In [58]:
import pandas as pd

In [59]:
df = pd.read_csv("./initial_ds/ratings.csv")

# Data clean up

## Removing data for irrelevant leagues

In [60]:
df['division'].unique()

array(['Segunda Division ', 'Copa del Rey ', 'Champions League ',
       'Primera Division ', 'Europa League ', 'Champions League q. ',
       'Supercopa ', 'Intertoto Cup ', 'Supercup ', 'Europa League q. ',
       'Primera Division rel. ', 'Europa Conf. League ',
       'Europa Conf. League q. '], dtype=object)

In [61]:
df = df[df['division'] == 'Primera Division ']

## Processing the match dates

The date column must be converted into DateTime64 format.

In [62]:
df['date'] = pd.to_datetime(df['date'])

## Dropping redundant data

The division column only contains the value 'Primera Division ', so it can be dropped.

In [63]:
df = df.drop('division', axis='columns')

The two unused columns must be dropped.

In [64]:
df = df.drop(['unused_1', 'unused_2'], axis='columns')

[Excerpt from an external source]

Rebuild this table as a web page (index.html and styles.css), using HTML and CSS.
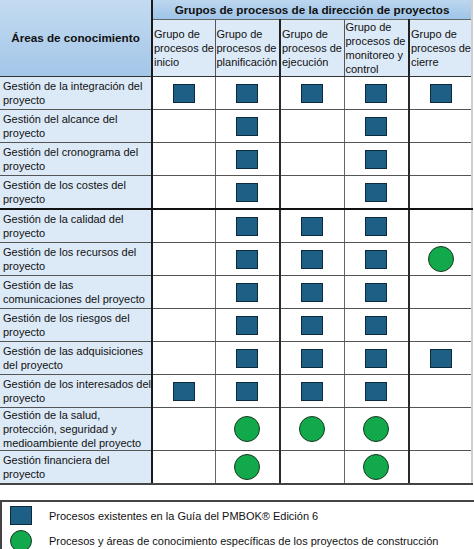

The probability columns are based on merely the difference in the ratings of the two teams; hence they are not very accurate and may be dropped.

In [65]:
df = df.drop(['prob_h', 'prob_d', 'prob_a'], axis='columns')

Some matches are set to be held later and have not happened yet; those are to be removed from the dataset.

In [66]:
df = df[
    (df['date'] <= pd.to_datetime('today')) &
    (df['result'] != '')]

The result of the match is already available in other datasets and is redundant, so it must be dropped as well.

In [67]:
df = df.drop('result', axis='columns')

## Converting the ratings to integers

The rating columns must all be converted to Int64

In [68]:
rating_cols = [
    'home_pre_rating', 
    'home_rating_delta',
    'home_post_rating',
    'away_pre_rating',
    'away_rating_delta',
    'away_post_rating'
]

for col in rating_cols:
    df[col] = df[col].astype('Int64')

# Saving the cleaned up dataset

In [69]:
df.to_csv("./processed_ds/ratings.csv", index=False)